Have you all read N'Gai Croal's recent interview with the MTV crew?
Oof. I feel sorry for Capcom. Let me be clear about that though - I don't think Capcom is in the right here. Far from it, in fact. I think that whether they meant to be racist or not they were obviously insensitive. That being said, I don't hate them -- I feel pity.
It seems unlikely to me that they deliberately set out to be asshats, but by simply not paying any attention, they created something that is highly offensive. It's not the first time for our industry, either...
I hate to characterize our industry as being full of geeks or nerds (after all it's a stereotype itself - one I find offensive, even), but maybe there is some grain of truth there, despite my feelings. Like most of the hardcore gamers or similarly invested fan boys I know, We developers are so... I guess naive is the only word, that the idea that race would factor into our games at all, often escapes us.
I worked on Auto Assault, as many readers of this blog know, and we fell into that same trap. It went like this:
In creating the various tribes and factions of the world, Ombwah and I had created a peace-loving community of traders and artisans known as the Zendigs. This was sort of a joke, loosely based on a hippie-esque commune of folks in Texas known as the Zendik, but they were also a chance for us to do something interesting and serious with the game - to cover themes you don't really hear tackled seriously in games. One of those themes was supposed to be prejudice.

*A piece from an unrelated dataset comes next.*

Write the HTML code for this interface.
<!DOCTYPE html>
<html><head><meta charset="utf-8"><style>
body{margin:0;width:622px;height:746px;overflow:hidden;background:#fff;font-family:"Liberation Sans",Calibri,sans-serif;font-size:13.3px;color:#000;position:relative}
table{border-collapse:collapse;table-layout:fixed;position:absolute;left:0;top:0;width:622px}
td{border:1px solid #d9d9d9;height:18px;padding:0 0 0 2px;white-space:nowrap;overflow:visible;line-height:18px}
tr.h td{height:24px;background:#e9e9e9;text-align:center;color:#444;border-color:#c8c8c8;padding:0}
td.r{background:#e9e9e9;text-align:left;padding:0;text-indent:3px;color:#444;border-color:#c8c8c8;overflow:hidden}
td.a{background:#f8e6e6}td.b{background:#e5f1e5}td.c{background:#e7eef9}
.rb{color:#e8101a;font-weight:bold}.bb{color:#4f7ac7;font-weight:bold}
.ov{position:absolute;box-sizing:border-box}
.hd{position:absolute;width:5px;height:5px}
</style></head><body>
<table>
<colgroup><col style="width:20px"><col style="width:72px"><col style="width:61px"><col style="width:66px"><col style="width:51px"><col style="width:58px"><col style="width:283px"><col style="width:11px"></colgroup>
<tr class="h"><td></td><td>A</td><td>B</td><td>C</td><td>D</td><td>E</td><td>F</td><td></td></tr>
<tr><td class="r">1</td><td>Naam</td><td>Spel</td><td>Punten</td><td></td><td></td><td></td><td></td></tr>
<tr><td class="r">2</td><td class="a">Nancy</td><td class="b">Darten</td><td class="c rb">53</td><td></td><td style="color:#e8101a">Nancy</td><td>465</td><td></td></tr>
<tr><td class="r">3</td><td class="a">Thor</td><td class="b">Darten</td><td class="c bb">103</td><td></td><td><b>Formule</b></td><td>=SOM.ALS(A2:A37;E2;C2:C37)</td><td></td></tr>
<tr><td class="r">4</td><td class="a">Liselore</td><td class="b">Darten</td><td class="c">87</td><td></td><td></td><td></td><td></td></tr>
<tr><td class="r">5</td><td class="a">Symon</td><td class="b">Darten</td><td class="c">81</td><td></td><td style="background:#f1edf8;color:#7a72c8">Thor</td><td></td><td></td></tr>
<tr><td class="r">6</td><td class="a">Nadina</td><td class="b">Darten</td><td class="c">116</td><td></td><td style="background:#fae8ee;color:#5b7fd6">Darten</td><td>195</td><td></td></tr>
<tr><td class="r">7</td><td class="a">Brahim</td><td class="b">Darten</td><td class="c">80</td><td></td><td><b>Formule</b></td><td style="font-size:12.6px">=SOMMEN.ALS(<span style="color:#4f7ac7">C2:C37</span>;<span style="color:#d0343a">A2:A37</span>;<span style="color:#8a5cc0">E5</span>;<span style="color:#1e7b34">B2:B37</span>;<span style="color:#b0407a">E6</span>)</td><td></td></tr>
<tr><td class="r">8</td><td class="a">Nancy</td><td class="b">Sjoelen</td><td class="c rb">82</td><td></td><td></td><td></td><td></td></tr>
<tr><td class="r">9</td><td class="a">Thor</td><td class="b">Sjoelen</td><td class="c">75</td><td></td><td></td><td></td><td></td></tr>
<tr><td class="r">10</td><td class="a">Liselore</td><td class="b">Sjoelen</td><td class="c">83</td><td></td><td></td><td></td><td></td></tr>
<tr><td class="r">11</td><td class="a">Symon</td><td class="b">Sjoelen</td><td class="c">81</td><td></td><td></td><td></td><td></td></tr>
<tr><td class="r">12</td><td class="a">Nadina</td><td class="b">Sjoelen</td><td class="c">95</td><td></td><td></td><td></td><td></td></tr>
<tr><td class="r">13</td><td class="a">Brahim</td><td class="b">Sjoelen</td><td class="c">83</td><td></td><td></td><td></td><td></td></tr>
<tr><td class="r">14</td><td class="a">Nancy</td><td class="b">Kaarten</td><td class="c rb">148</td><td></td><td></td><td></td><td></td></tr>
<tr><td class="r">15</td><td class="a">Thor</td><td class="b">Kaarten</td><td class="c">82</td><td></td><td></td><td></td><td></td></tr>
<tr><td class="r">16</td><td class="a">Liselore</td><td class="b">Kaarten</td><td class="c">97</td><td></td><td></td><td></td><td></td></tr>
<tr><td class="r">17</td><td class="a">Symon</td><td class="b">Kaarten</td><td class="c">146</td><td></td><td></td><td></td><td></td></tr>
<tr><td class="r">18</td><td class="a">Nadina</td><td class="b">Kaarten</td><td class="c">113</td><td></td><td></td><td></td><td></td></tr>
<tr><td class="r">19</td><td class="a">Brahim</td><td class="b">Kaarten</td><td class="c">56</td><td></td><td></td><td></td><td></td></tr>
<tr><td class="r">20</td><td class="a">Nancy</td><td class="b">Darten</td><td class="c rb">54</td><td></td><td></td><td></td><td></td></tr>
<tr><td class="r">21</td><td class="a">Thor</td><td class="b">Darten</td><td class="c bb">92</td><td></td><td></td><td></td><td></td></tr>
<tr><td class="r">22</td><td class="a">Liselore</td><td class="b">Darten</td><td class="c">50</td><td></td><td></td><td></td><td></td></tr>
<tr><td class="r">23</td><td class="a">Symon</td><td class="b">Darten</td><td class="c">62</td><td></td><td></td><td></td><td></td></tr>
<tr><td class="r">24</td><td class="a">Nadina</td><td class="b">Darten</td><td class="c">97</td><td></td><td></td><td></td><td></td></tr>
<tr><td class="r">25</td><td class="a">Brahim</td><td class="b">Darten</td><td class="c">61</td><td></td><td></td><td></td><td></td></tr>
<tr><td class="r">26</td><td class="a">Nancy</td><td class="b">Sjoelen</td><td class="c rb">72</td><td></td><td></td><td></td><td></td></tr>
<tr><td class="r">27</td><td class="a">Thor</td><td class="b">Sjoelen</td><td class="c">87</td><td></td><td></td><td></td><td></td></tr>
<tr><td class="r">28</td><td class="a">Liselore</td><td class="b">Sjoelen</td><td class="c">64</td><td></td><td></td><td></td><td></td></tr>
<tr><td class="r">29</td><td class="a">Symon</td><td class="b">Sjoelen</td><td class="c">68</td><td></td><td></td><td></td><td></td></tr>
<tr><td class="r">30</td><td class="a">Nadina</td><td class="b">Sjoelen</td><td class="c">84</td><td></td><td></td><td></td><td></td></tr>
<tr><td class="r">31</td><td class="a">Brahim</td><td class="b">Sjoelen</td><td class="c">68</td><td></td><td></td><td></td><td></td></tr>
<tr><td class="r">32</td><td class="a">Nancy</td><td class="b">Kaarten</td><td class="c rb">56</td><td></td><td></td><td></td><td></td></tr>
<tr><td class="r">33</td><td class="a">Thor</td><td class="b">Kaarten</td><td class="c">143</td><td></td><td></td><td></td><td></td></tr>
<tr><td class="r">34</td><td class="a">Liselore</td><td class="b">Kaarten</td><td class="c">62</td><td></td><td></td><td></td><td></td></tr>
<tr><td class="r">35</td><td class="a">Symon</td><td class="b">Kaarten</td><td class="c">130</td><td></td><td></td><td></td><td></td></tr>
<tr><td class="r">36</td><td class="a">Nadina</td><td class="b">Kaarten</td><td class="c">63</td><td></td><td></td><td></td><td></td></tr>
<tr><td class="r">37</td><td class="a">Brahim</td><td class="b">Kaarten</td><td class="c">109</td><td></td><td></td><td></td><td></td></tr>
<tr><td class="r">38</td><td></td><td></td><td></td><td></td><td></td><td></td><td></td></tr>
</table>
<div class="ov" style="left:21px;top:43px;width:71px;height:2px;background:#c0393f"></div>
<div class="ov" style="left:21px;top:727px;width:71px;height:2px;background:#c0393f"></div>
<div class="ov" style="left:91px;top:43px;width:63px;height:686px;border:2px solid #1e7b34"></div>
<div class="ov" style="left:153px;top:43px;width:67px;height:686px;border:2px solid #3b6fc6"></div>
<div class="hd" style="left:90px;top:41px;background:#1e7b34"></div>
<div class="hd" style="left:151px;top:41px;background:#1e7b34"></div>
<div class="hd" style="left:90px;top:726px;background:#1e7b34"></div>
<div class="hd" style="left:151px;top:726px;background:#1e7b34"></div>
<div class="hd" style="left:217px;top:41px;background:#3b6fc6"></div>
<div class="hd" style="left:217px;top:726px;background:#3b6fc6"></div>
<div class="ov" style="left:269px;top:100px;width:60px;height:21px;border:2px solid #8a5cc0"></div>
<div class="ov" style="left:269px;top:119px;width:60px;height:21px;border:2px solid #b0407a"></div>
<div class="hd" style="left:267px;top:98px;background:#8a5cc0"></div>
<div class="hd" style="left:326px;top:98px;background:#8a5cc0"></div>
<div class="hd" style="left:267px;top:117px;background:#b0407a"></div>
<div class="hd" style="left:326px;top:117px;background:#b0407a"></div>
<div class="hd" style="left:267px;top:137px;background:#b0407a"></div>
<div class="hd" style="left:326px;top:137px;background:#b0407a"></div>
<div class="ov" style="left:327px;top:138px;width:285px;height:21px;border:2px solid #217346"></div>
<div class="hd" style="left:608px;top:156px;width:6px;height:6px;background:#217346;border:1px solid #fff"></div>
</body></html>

Unfortunately, in the world of Auto Assault -- Every Zendig in the world is a person of color... and they're all dreadlock sporting, patois speaking islanders that seem to conflate drug-using hippies with the Rastafarian movement.
*Sigh* I assure you, this was never the intent. It sure worked out that way, though.
In reality, the intention was exactly the opposite - we wanted the Zendigs to be multicultural - to stand in stark contrast to the deliberately xenophobic (And borderline racist) player factions. The Zendig were meant to be a constant reminder that, even though you think you're in the right, you're not necessarily the good guy. They would remind you that, in order to survive the harsh post apocalyptic wastelands, you had to give up all of the things that we pre-apocalypse people would consider important (or socially defining) -- things like art, music and a culture of acceptance. They were supposed to be one of two factions in the entire game that took in characters from all factions and races, in fact.
Unfortunately, an art decision doomed all of that. It went like this:
All of the sudden we went from trying to be socially aware and using the "RvR" mechanic of the game to discuss discrimination itself down to being not only discriminating, but downright insulting. The worst part about it was how few people on the team really even noticed.
Ombwah and I were constantly bringing it up throughout the project, but the answer was always the same: "What? What are you talking about?" -- as if the concept that this could be an issue was completely alien.
When we tried to explain why were concerned, the next most common response was, "Dude, that's stupid - we're not racist."
And we weren't, at least not consciously -- but neither were we really at all sensitive to points of view that weren't our own, were we? I'm not even saying our treatment of the Zendigs was bad. In fact, they were among the few true heroes of game, but is that how everyone will see it? When the Zendig talk to you wearing their dreadlocks, grilling burgers and speaking in a horrible fake Jamaican accent, are you going to take the time to even notice that they're pointing out the injustice in the world? Or are you going to grit your teeth at yet another stereotype played to absurdity in your video games?
Thankfully, the community playing Auto Assault was more thoughtful than others I've seen, so the message got through -- but we got lucky as that's definitely the exception. It's worse for RE5, isn't it? As far as I can tell, the folks at Capcom had no such message. By taking a scene from Blackhawk down and twisting it through a Resident Evil lens, all they did was show us imagery that many find insulting. No overriding message (either way), no tempering influence -- just demonic outsiders lurking in the shadows until they reveal their horrific otherness in a mindless and inhuman attack. By failing to recognize that there even could be a racial issue in what they did, they unwittingly opened a door and stepped through it into a grim and terrible place.
I don't think this was malicious, nor do I think it was even intentional. Honestly, I think it was innocence or naïveté (a failure to even think of what they did in those terms, at all), but that doesn't make it any better, does it? It just makes it sadder.
I guess I'm still just a naive geek myself, because deep down, I feel like we can be better than that. In my heart of hearts I feel like we will someday use this medium to seriously discuss and tackle the issues we're currently ignorning.
I look forward to that day, but there sure are a lot of setbacks to deal with, along the way.